◆ **Problem statement**
From the entries below, report how many lines contain the string "this". Give only that number.
BEGIN Excerpted records
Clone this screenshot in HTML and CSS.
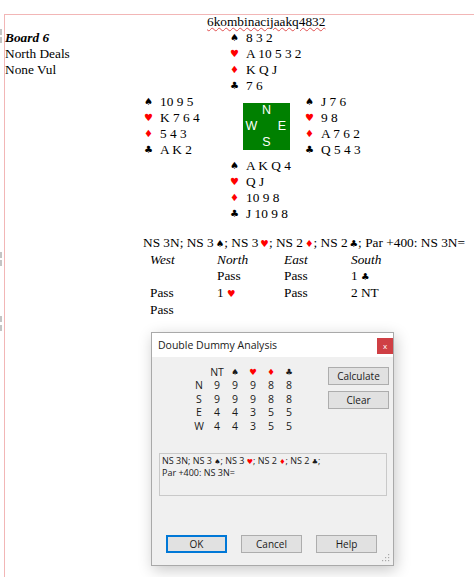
FILE: index.html
```html
<!DOCTYPE html>
<html>
<head>
<meta charset="utf-8">
<link rel="stylesheet" href="styles.css">
</head>
<body>
<div class="marks">
  <span class="mark m1"></span><span class="mark m2"></span>
  <span class="mark m3"></span><span class="mark m4"></span>
  <span class="mark m5"></span><span class="mark m6"></span>
</div>
<div class="page">
  <div class="title"><span class="spell">6kombinacijaakq4832</span></div>
  <div class="deal">
    <div class="info">
      <div class="board">Board 6</div>
      <div>North Deals</div>
      <div>None Vul</div>
    </div>
    <div class="hand north">
      <div class="line"><span class="suit">♠</span>8 3 2</div>
      <div class="line"><span class="suit red">♥</span>A 10 5 3 2</div>
      <div class="line"><span class="suit red">♦</span>K Q J</div>
      <div class="line"><span class="suit">♣</span>7 6</div>
    </div>
    <div class="hand west">
      <div class="line"><span class="suit">♠</span>10 9 5</div>
      <div class="line"><span class="suit red">♥</span>K 7 6 4</div>
      <div class="line"><span class="suit red">♦</span>5 4 3</div>
      <div class="line"><span class="suit">♣</span>A K 2</div>
    </div>
    <div class="compass">
      <span class="cn">N</span>
      <span class="cw">W</span>
      <span class="ce">E</span>
      <span class="cs">S</span>
    </div>
    <div class="hand east">
      <div class="line"><span class="suit">♠</span>J 7 6</div>
      <div class="line"><span class="suit red">♥</span>9 8</div>
      <div class="line"><span class="suit red">♦</span>A 7 6 2</div>
      <div class="line"><span class="suit">♣</span>Q 5 4 3</div>
    </div>
    <div class="hand south">
      <div class="line"><span class="suit">♠</span>A K Q 4</div>
      <div class="line"><span class="suit red">♥</span>Q J</div>
      <div class="line"><span class="suit red">♦</span>10 9 8</div>
      <div class="line"><span class="suit">♣</span>J 10 9 8</div>
    </div>
  </div>
  <div class="par">NS 3N; NS 3<span class="ps">♠</span>; NS 3<span class="ps red">♥</span>; NS 2<span class="ps red">♦</span>; NS 2<span class="ps">♣</span>; Par +400: NS 3N=</div>
  <div class="auction">
    <div class="hd">West</div><div class="hd">North</div><div class="hd">East</div><div class="hd">South</div>
    <div></div><div>Pass</div><div>Pass</div><div>1 <span class="ps">♣</span></div>
    <div>Pass</div><div>1 <span class="ps red">♥</span></div><div>Pass</div><div>2 NT</div>
    <div>Pass</div><div></div><div></div><div></div>
  </div>
</div>

<div class="dialog">
  <div class="titlebar">
    <span class="dtitle">Double Dummy Analysis</span>
    <span class="close">x</span>
  </div>
  <div class="dbody">
    <div class="top">
      <div class="ddtable">
        <span></span><span>NT</span><span class="ts">♠</span><span class="ts red">♥</span><span class="ts red">♦</span><span class="ts">♣</span>
        <span>N</span><span>9</span><span>9</span><span>9</span><span>8</span><span>8</span>
        <span>S</span><span>9</span><span>9</span><span>9</span><span>8</span><span>8</span>
        <span>E</span><span>4</span><span>4</span><span>3</span><span>5</span><span>5</span>
        <span>W</span><span>4</span><span>4</span><span>3</span><span>5</span><span>5</span>
      </div>
      <div class="sidebtns">
        <div class="btn">Calculate</div>
        <div class="btn">Clear</div>
      </div>
    </div>
    <div class="result">
      <div>NS 3N; NS 3 <span class="rs">♠</span>; NS 3 <span class="rs red">♥</span>; NS 2 <span class="rs red">♦</span>; NS 2 <span class="rs">♣</span>;</div>
      <div>Par +400: NS 3N=</div>
    </div>
    <div class="btnrow">
      <div class="btn ok">OK</div>
      <div class="btn">Cancel</div>
      <div class="btn">Help</div>
    </div>
    <svg class="grip" width="8" height="8" viewBox="0 0 8 8">
      <rect x="6" y="0" width="1.2" height="1.2" fill="#a8a8a8"/>
      <rect x="3" y="3" width="1.2" height="1.2" fill="#a8a8a8"/>
      <rect x="6" y="3" width="1.2" height="1.2" fill="#a8a8a8"/>
      <rect x="0" y="6" width="1.2" height="1.2" fill="#a8a8a8"/>
      <rect x="3" y="6" width="1.2" height="1.2" fill="#a8a8a8"/>
      <rect x="6" y="6" width="1.2" height="1.2" fill="#a8a8a8"/>
    </svg>
  </div>
</div>
</body>
</html>
```

FILE: styles.css
```css
* { box-sizing: border-box; }
html, body { margin: 0; padding: 0; background: #fff; }
body {
  width: 474px;
  height: 577px;
  overflow: hidden;
  position: relative;
  font-family: "Liberation Serif", "Times New Roman", serif;
  font-size: 13.33px;
  line-height: 16px;
  color: #000;
}

.mark {
  position: absolute;
  left: 0;
  width: 2px;
  height: 6px;
  background: #c4c4c4;
}
.m1 { top: 29px; }
.m2 { top: 37px; }
.m3 { top: 252px; }
.m4 { top: 260px; }
.m5 { top: 316px; }
.m6 { top: 325px; }

.page {
  margin: 14px 0 0 4px;
  border-top: 1px solid #f2b6b6;
  border-left: 1px solid #f2b6b6;
  height: 563px;
}
.title {
  padding-left: 202px;
  margin-top: -1px;
}
.spell {
  text-decoration: underline wavy #e05050;
  text-decoration-thickness: 1px;
  text-underline-offset: 1px;
}

.deal {
  display: grid;
  grid-template-columns: 139px 86px 75px 1fr;
  grid-template-rows: 64px 64px 64px;
}
.info { grid-column: 1 / 3; grid-row: 1; }
.board { font-weight: bold; font-style: italic; }
.north { grid-column: 3 / 5; grid-row: 1; }
.west { grid-column: 2; grid-row: 2; }
.east { grid-column: 4; grid-row: 2; }
.south { grid-column: 3 / 5; grid-row: 3; }

.line { display: flex; white-space: pre; }
.suit {
  width: 16px;
  flex: none;
  font-family: "DejaVu Sans", sans-serif;
  font-size: 10px;
}
.red { color: #f00; }

.compass {
  grid-column: 3;
  grid-row: 2;
  align-self: center;
  margin-left: 13px;
  width: 47px;
  height: 47px;
  background: #008000;
  color: #fff;
  font-family: "Liberation Sans", Arial, sans-serif;
  font-size: 12.5px;
  line-height: 14px;
  display: grid;
  grid-template-columns: 16px 15px 16px;
  grid-template-rows: 15px 17px 15px;
  text-align: center;
}
.cn { grid-column: 2; grid-row: 1; }
.cw { grid-column: 1; grid-row: 2; align-self: center; margin-left: 1px; }
.ce { grid-column: 3; grid-row: 2; align-self: center; }
.cs { grid-column: 2; grid-row: 3; }

.par {
  margin-top: 13px;
  padding-left: 138px;
  white-space: nowrap;
}
.ps {
  font-family: "DejaVu Sans", sans-serif;
  font-size: 9.5px;
  margin-left: 2px;
}

.auction {
  display: grid;
  grid-template-columns: repeat(4, 67px);
  padding-left: 145px;
}
.auction .ps { margin-left: 0; }
.hd { font-style: italic; }

/* dialog */
.dialog {
  position: absolute;
  left: 151px;
  top: 332px;
  width: 243px;
  height: 234px;
  border: 1px solid #a9a9a9;
  background: #f0f0f0;
  box-shadow: 2px 4px 14px rgba(0, 0, 0, 0.22);
  font-family: "Open Sans", "Noto Sans", sans-serif;
  color: #1a1a1a;
  display: flex;
  flex-direction: column;
}
.titlebar {
  position: relative;
  height: 24px;
  background: #fff;
  display: flex;
  align-items: center;
  padding-left: 6px;
  font-size: 10.5px;
}
.close {
  position: absolute;
  right: 0;
  top: 5px;
  width: 16px;
  height: 16px;
  background: #cf3f44;
  color: #fff;
  font-size: 8px;
  line-height: 15px;
  text-align: center;
}
.dbody {
  position: relative;
  flex: 1;
}
.top {
  height: 96px;
  display: flex;
  align-items: flex-start;
  padding-top: 9px;
}
.ddtable {
  margin-left: 38px;
  display: grid;
  grid-template-columns: repeat(6, 18px);
  grid-auto-rows: 13.4px;
  font-size: 10.5px;
  line-height: 13.4px;
  text-align: center;
}
.ts {
  font-family: "DejaVu Sans", sans-serif;
  font-size: 8.5px;
}
.sidebtns {
  margin-left: auto;
  margin-right: 4px;
  margin-top: 1px;
  display: flex;
  flex-direction: column;
  gap: 6px;
}
.btn {
  width: 61px;
  height: 18px;
  background: #e1e1e1;
  border: 1px solid #adadad;
  font-size: 10px;
  line-height: 16px;
  text-align: center;
}
.btn.ok {
  border-color: #0078d7;
  box-shadow: inset 0 0 0 1px #0078d7;
}
.result {
  margin: 0 6px 0 7px;
  height: 43px;
  border: 1px solid #c9c9c9;
  background: #f0f0f0;
  padding: 2px 2px;
  font-size: 9px;
  line-height: 10.5px;
  white-space: nowrap;
}
.rs {
  font-family: "DejaVu Sans", sans-serif;
  font-size: 7px;
}
.btnrow {
  margin-top: 39px;
  margin-left: 14px;
  display: flex;
  gap: 14px;
}
.grip {
  position: absolute;
  right: 3px;
  bottom: 3px;
}
```
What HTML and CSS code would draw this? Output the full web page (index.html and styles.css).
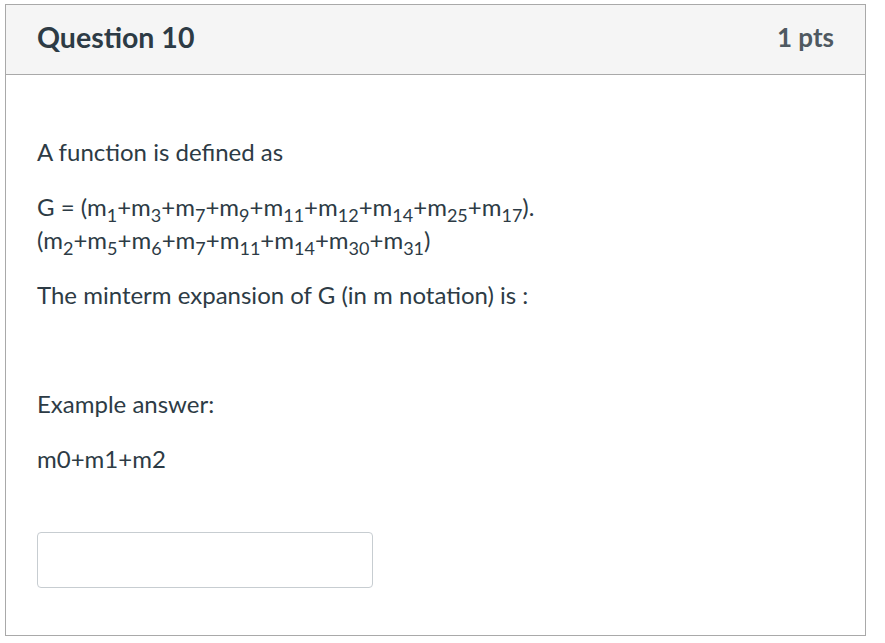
END Excerpted records
◆ **Complete answer**
2